• _Request_
The records below must be transcribed exactly. Do not include the pictures.

Rows from a dataset of pages and code:
####

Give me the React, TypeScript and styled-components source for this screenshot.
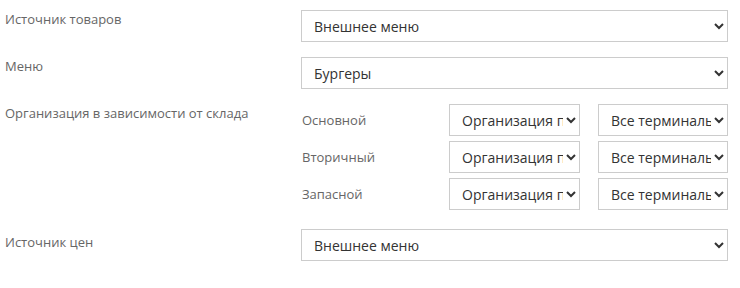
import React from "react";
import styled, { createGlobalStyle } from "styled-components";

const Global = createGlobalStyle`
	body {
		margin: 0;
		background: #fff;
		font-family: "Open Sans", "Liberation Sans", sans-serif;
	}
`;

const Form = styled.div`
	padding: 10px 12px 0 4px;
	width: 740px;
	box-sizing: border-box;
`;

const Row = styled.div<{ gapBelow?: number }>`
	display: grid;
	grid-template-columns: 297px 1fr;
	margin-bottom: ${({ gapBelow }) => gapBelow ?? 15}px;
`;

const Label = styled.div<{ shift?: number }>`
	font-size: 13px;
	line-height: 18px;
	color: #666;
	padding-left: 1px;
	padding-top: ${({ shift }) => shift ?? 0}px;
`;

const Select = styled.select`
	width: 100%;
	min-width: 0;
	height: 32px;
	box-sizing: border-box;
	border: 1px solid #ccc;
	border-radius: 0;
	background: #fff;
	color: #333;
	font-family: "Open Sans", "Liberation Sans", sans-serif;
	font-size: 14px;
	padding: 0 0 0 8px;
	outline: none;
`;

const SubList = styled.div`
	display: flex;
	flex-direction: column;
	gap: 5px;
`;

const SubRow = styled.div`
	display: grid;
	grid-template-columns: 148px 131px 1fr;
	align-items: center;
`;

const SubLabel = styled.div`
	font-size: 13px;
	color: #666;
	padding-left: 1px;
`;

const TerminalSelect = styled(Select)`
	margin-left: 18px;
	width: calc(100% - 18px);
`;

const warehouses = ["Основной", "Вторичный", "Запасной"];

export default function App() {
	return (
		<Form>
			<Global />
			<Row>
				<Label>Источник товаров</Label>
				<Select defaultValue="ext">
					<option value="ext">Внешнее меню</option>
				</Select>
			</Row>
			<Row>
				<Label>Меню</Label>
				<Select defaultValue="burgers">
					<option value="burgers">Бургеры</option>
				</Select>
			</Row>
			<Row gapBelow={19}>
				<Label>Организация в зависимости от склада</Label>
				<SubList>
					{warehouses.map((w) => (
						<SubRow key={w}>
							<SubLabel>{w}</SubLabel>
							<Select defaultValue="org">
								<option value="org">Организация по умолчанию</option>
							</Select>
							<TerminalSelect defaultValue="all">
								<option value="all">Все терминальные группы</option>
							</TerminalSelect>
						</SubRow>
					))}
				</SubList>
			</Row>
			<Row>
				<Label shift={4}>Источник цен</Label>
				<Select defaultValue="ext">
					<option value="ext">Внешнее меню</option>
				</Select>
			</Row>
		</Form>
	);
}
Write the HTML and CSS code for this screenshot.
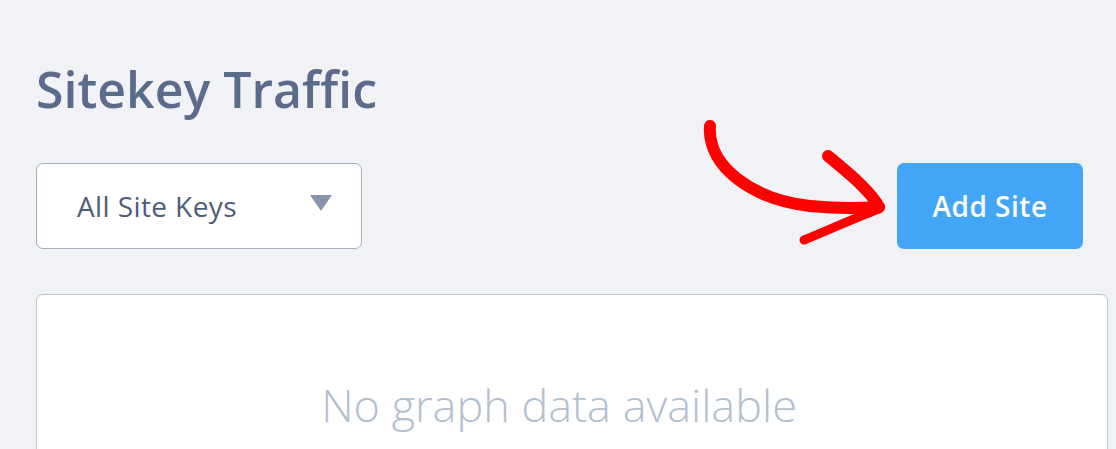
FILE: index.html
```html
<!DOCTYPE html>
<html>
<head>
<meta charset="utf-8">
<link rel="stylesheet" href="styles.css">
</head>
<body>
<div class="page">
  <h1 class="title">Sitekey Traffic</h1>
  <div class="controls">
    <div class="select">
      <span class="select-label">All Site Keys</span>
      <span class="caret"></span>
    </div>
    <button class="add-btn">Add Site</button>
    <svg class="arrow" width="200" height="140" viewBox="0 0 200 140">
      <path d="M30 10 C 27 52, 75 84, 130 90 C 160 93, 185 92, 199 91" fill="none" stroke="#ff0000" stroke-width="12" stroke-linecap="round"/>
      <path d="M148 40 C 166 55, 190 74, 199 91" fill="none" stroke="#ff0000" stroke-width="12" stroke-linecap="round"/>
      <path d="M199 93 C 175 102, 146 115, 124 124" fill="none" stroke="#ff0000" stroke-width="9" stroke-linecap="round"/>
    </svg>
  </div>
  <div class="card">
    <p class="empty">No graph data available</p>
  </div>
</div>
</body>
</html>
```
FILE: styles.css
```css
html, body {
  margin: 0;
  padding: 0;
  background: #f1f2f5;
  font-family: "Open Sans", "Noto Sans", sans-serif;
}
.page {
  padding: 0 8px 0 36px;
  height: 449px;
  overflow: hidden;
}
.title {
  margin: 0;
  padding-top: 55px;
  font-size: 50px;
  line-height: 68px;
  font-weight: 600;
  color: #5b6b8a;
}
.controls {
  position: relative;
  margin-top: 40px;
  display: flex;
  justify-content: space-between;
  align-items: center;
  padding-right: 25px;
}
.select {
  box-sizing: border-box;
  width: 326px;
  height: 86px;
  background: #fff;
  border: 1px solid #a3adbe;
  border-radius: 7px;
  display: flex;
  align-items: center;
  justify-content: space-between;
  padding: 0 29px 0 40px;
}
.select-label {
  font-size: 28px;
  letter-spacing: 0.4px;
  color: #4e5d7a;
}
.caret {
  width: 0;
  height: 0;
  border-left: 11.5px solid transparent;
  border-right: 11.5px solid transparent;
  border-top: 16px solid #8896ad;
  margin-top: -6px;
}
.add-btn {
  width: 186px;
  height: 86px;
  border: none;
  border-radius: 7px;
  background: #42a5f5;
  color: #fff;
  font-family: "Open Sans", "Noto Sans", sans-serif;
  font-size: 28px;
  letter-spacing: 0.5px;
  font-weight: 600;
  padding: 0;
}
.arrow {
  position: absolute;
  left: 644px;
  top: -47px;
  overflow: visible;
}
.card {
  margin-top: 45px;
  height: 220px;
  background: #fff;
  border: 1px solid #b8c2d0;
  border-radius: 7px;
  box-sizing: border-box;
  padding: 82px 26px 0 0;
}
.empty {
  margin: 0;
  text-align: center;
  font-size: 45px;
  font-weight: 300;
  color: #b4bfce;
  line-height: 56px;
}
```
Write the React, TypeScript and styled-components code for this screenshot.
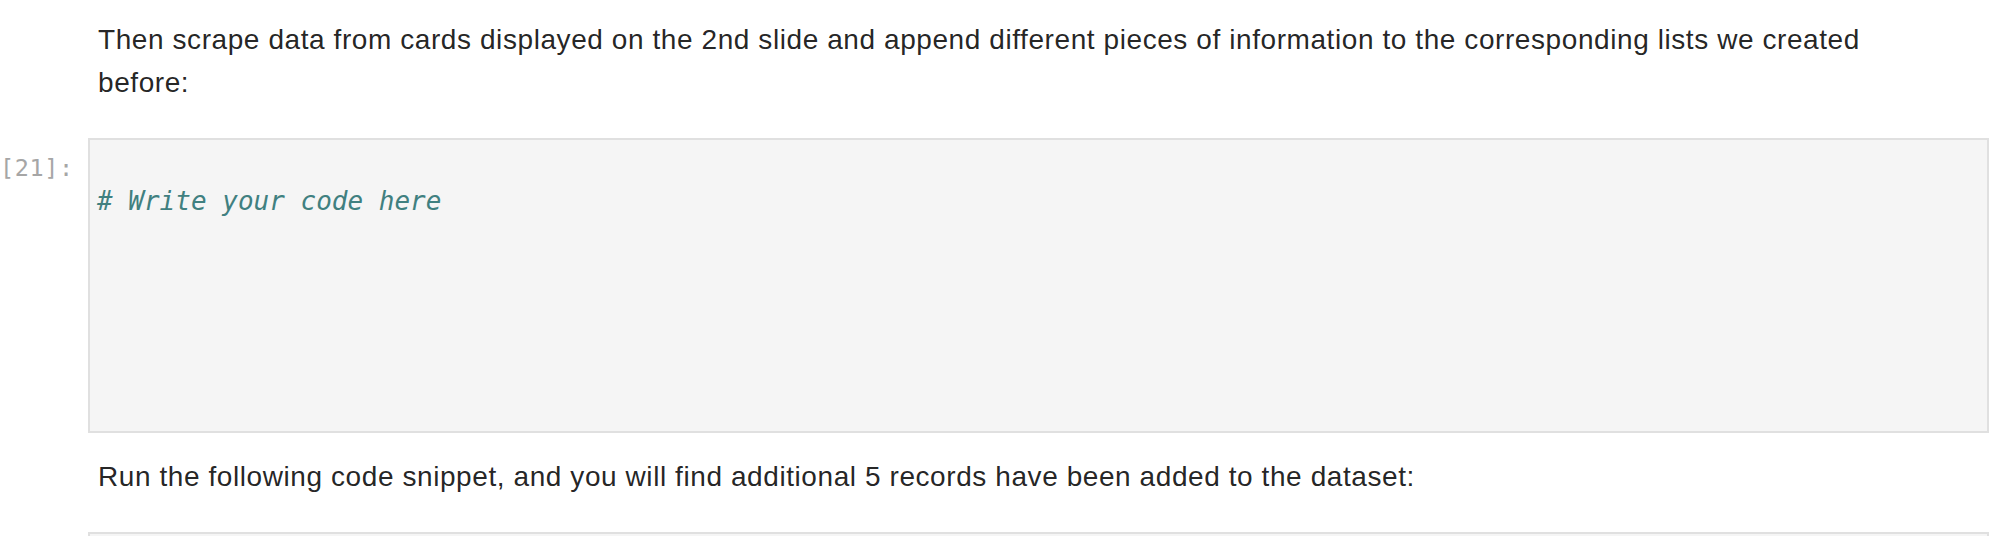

####

• _Task answer_
Give me the React, TypeScript and styled-components source for this screenshot.
import React from "react";
import styled, { createGlobalStyle } from "styled-components";

const Global = createGlobalStyle`
	body {
		margin: 0;
		background: #fff;
		font-family: "Open Sans", "Liberation Sans", sans-serif;
	}
`;

const Form = styled.div`
	padding: 10px 12px 0 4px;
	width: 740px;
	box-sizing: border-box;
`;

const Row = styled.div<{ gapBelow?: number }>`
	display: grid;
	grid-template-columns: 297px 1fr;
	margin-bottom: ${({ gapBelow }) => gapBelow ?? 15}px;
`;

const Label = styled.div<{ shift?: number }>`
	font-size: 13px;
	line-height: 18px;
	color: #666;
	padding-left: 1px;
	padding-top: ${({ shift }) => shift ?? 0}px;
`;

const Select = styled.select`
	width: 100%;
	min-width: 0;
	height: 32px;
	box-sizing: border-box;
	border: 1px solid #ccc;
	border-radius: 0;
	background: #fff;
	color: #333;
	font-family: "Open Sans", "Liberation Sans", sans-serif;
	font-size: 14px;
	padding: 0 0 0 8px;
	outline: none;
`;

const SubList = styled.div`
	display: flex;
	flex-direction: column;
	gap: 5px;
`;

const SubRow = styled.div`
	display: grid;
	grid-template-columns: 148px 131px 1fr;
	align-items: center;
`;

const SubLabel = styled.div`
	font-size: 13px;
	color: #666;
	padding-left: 1px;
`;

const TerminalSelect = styled(Select)`
	margin-left: 18px;
	width: calc(100% - 18px);
`;

const warehouses = ["Основной", "Вторичный", "Запасной"];

export default function App() {
	return (
		<Form>
			<Global />
			<Row>
				<Label>Источник товаров</Label>
				<Select defaultValue="ext">
					<option value="ext">Внешнее меню</option>
				</Select>
			</Row>
			<Row>
				<Label>Меню</Label>
				<Select defaultValue="burgers">
					<option value="burgers">Бургеры</option>
				</Select>
			</Row>
			<Row gapBelow={19}>
				<Label>Организация в зависимости от склада</Label>
				<SubList>
					{warehouses.map((w) => (
						<SubRow key={w}>
							<SubLabel>{w}</SubLabel>
							<Select defaultValue="org">
								<option value="org">Организация по умолчанию</option>
							</Select>
							<TerminalSelect defaultValue="all">
								<option value="all">Все терминальные группы</option>
							</TerminalSelect>
						</SubRow>
					))}
				</SubList>
			</Row>
			<Row>
				<Label shift={4}>Источник цен</Label>
				<Select defaultValue="ext">
					<option value="ext">Внешнее меню</option>
				</Select>
			</Row>
		</Form>
	);
}
Write the HTML and CSS code for this screenshot.
FILE: index.html
```html
<!DOCTYPE html>
<html>
<head>
<meta charset="utf-8">
<link rel="stylesheet" href="styles.css">
</head>
<body>
<div class="page">
  <h1 class="title">Sitekey Traffic</h1>
  <div class="controls">
    <div class="select">
      <span class="select-label">All Site Keys</span>
      <span class="caret"></span>
    </div>
    <button class="add-btn">Add Site</button>
    <svg class="arrow" width="200" height="140" viewBox="0 0 200 140">
      <path d="M30 10 C 27 52, 75 84, 130 90 C 160 93, 185 92, 199 91" fill="none" stroke="#ff0000" stroke-width="12" stroke-linecap="round"/>
      <path d="M148 40 C 166 55, 190 74, 199 91" fill="none" stroke="#ff0000" stroke-width="12" stroke-linecap="round"/>
      <path d="M199 93 C 175 102, 146 115, 124 124" fill="none" stroke="#ff0000" stroke-width="9" stroke-linecap="round"/>
    </svg>
  </div>
  <div class="card">
    <p class="empty">No graph data available</p>
  </div>
</div>
</body>
</html>
```
FILE: styles.css
```css
html, body {
  margin: 0;
  padding: 0;
  background: #f1f2f5;
  font-family: "Open Sans", "Noto Sans", sans-serif;
}
.page {
  padding: 0 8px 0 36px;
  height: 449px;
  overflow: hidden;
}
.title {
  margin: 0;
  padding-top: 55px;
  font-size: 50px;
  line-height: 68px;
  font-weight: 600;
  color: #5b6b8a;
}
.controls {
  position: relative;
  margin-top: 40px;
  display: flex;
  justify-content: space-between;
  align-items: center;
  padding-right: 25px;
}
.select {
  box-sizing: border-box;
  width: 326px;
  height: 86px;
  background: #fff;
  border: 1px solid #a3adbe;
  border-radius: 7px;
  display: flex;
  align-items: center;
  justify-content: space-between;
  padding: 0 29px 0 40px;
}
.select-label {
  font-size: 28px;
  letter-spacing: 0.4px;
  color: #4e5d7a;
}
.caret {
  width: 0;
  height: 0;
  border-left: 11.5px solid transparent;
  border-right: 11.5px solid transparent;
  border-top: 16px solid #8896ad;
  margin-top: -6px;
}
.add-btn {
  width: 186px;
  height: 86px;
  border: none;
  border-radius: 7px;
  background: #42a5f5;
  color: #fff;
  font-family: "Open Sans", "Noto Sans", sans-serif;
  font-size: 28px;
  letter-spacing: 0.5px;
  font-weight: 600;
  padding: 0;
}
.arrow {
  position: absolute;
  left: 644px;
  top: -47px;
  overflow: visible;
}
.card {
  margin-top: 45px;
  height: 220px;
  background: #fff;
  border: 1px solid #b8c2d0;
  border-radius: 7px;
  box-sizing: border-box;
  padding: 82px 26px 0 0;
}
.empty {
  margin: 0;
  text-align: center;
  font-size: 45px;
  font-weight: 300;
  color: #b4bfce;
  line-height: 56px;
}
```
Write the React, TypeScript and styled-components code for this screenshot.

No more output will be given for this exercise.